Dearlove, son on yılda gizli servisten çıktığından içerdeki haberlerden uzak kaldığını söylüyor. Ama tecrübesine dayanarak Arabistan’ın stratejisinin iki derin ve köklü prensibe dayandığını iddia ediyor: ”Birincisi Suudiler İslam’ın kutsalığına sahip çıkmada kendilerine karşı herhangi bir rekabet yada meydan okumaya müsade etmiyorlar, ikinci prensip ise Vehhabiyetin temiz ve doğru İslam olduğunu diğer İslam fırkalarının ise kafir ve zındık olduklarını ileri sürmeleridir.”
Dearlove Arabistan’ın cihatçılara karşı iki yüzlülüğünü de şöyle değerlendirdi: ”Suudiler içerde cihatçıları bastırıyor ama dışarda Vehhabiyet inançlarına dayanarak özellikle Şiileri öldürmek için onlara arka çıkıyor.”

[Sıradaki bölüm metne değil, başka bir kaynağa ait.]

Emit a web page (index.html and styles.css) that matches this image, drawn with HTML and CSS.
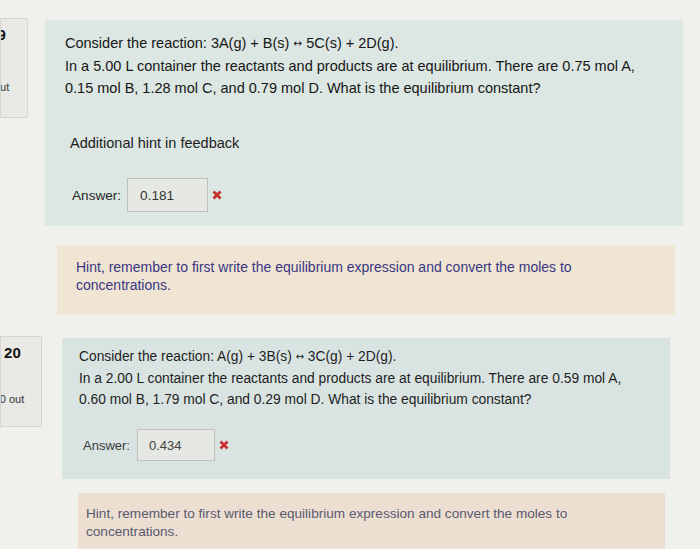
FILE: index.html
```html
<!DOCTYPE html>
<html lang="en">
<head>
<meta charset="utf-8">
<title>Quiz</title>
<link rel="stylesheet" href="styles.css">
</head>
<body>
<div class="page">
  <div class="que que-first">
    <div class="info info-first">
      <div class="info-inner">
        <h3 class="qno-line">Question <span class="qno">19</span></h3>
        <div class="state">Incorrect</div>
        <div class="grade">Mark 0.00 out of 1.00</div>
      </div>
    </div>
    <div class="content content-first">
      <div class="formulation">
        <div class="qtext">Consider the reaction: 3A(g) + B(s) <span class="arrow">↔</span> 5C(s) + 2D(g).<br>In a 5.00 L container the reactants and products are at equilibrium. There are 0.75 mol A, 0.15 mol B, 1.28 mol C, and 0.79 mol D. What is the equilibrium constant?</div>
        <p class="addl">Additional hint in feedback</p>
        <div class="ablock">
          <label class="alabel">Answer:</label>
          <span class="answer-input">0.181</span>
          <svg class="xicon" viewBox="0 0 10 10" aria-hidden="true"><path d="M1.5 1.5 L8.5 8.5 M8.5 1.5 L1.5 8.5"/></svg>
        </div>
      </div>
      <div class="outcome">Hint, remember to first write the equilibrium expression and convert the moles to concentrations.</div>
    </div>
  </div>

  <div class="que que-second">
    <div class="info info-second">
      <div class="info-inner">
        <h3 class="qno-line">Question <span class="qno">20</span></h3>
        <div class="state">Incorrect</div>
        <div class="grade">Mark 0.00 out of 1.00</div>
      </div>
    </div>
    <div class="content content-second">
      <div class="formulation">
        <div class="qtext">Consider the reaction: A(g) + 3B(s) <span class="arrow">↔</span> 3C(g) + 2D(g).<br>In a 2.00 L container the reactants and products are at equilibrium. There are 0.59 mol A, 0.60 mol B, 1.79 mol C, and 0.29 mol D. What is the equilibrium constant?</div>
        <div class="ablock">
          <label class="alabel">Answer:</label>
          <span class="answer-input">0.434</span>
          <svg class="xicon" viewBox="0 0 10 10" aria-hidden="true"><path d="M1.5 1.5 L8.5 8.5 M8.5 1.5 L1.5 8.5"/></svg>
        </div>
      </div>
      <div class="outcome">Hint, remember to first write the equilibrium expression and convert the moles to concentrations.</div>
    </div>
  </div>
</div>
</body>
</html>
```

FILE: styles.css
```css
html, body {
  margin: 0;
  padding: 0;
}
body {
  background: #f0f0ec;
  font-family: "Liberation Sans", Arial, sans-serif;
  color: #222;
  height: 549px;
  overflow: hidden;
}

.que {
  display: flex;
  align-items: flex-start;
}
.que-first {
  padding-top: 18px;
  gap: 17px;
}
.que-second {
  padding-top: 21px;
  gap: 20px;
}

/* info box on the left (clipped by the screen edge) */
.info {
  flex: none;
  box-sizing: border-box;
  background: #e9e9e5;
  border: 1px solid #d6d6d1;
  display: flex;
  justify-content: flex-end;
  overflow: hidden;
  padding: 6px 12px 0 0;
}
.info-first {
  width: 28px;
  height: 100px;
  padding-right: 13px;
}
.info-second {
  width: 42px;
  height: 91px;
}
.info-inner {
  flex: none;
  width: 72px;
  font-size: 11px;
  color: #333;
}
.qno-line {
  margin: 0;
  font-size: 11px;
  font-weight: normal;
  line-height: 20px;
}
.qno {
  font-size: 15px;
  font-weight: bold;
  color: #111;
}
.state {
  line-height: 28px;
}
.grade {
  line-height: 15px;
}
.info-first .grade {
  margin-top: 6px;
}

/* main content */
.content {
  flex: none;
  margin-top: 2px;
}
.content-first {
  width: 638px;
}
.content-second {
  width: 608px;
}

.formulation {
  background: #dce6e2;
  box-sizing: border-box;
}
.content-first .formulation {
  padding: 12px 30px 14px 20px;
}
.content-second .formulation {
  padding: 8px 30px 18px 17px;
  background: #d9e4e2;
}

.qtext {
  font-size: 14.5px;
  line-height: 22px;
  color: #161616;
}
.content-second .qtext {
  font-size: 13.8px;
  line-height: 21px;
  color: #1e1e1e;
}
.arrow {
  font-family: "DejaVu Sans", sans-serif;
  font-size: 0.72em;
  position: relative;
  top: -1px;
}

.addl {
  margin: 33px 0 0 5px;
  font-size: 14.5px;
  line-height: 22px;
  color: #1c1c1c;
}

.ablock {
  display: flex;
  align-items: center;
  margin-top: 24px;
  margin-left: 7px;
}
.content-second .ablock {
  margin-top: 19px;
  margin-left: 4px;
}
.alabel {
  font-size: 13.6px;
  color: #262626;
  margin-right: 6px;
}
.content-second .alabel {
  font-size: 13px;
  color: #3a3a3a;
  margin-right: 7px;
}
.answer-input {
  box-sizing: border-box;
  width: 81px;
  height: 34px;
  display: flex;
  align-items: center;
  padding-left: 12px;
  background: #e5e8e3;
  border: 1px solid #bfc2bc;
  font-size: 13.6px;
  color: #333;
}
.content-second .answer-input {
  width: 78px;
  height: 32px;
  padding-left: 11px;
  font-size: 13px;
  color: #444;
}
.xicon {
  width: 10px;
  height: 10px;
  margin-left: 4px;
  fill: none;
  stroke: #c8302c;
  stroke-width: 2.8;
}

/* hint feedback box */
.outcome {
  box-sizing: border-box;
  background: #efe5d2;
  color: #3a3684;
  font-size: 14px;
  line-height: 18px;
}
.content-first .outcome {
  width: 618px;
  margin: 19px 0 0 12px;
  padding: 13px 60px 21px 19px;
}
.content-second .outcome {
  width: 587px;
  margin: 14px 0 0 16px;
  padding: 12px 40px 20px 8px;
  background: #ecdfd2;
  color: #5a596e;
  font-size: 13.6px;
}
```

Dearlove’un bu son konuşması 2009 yılında Wikileaksin Hillary Clinton’un bir telexini ifşa etmesiyle örtüşüyor. Hillary Clinton şunları söylemişti: ”Arabistan hala El Kaide, Taliban, Pakistan da Tayyibe Ordusu ve diğer terör örgütlerinin ana karargahıdır.”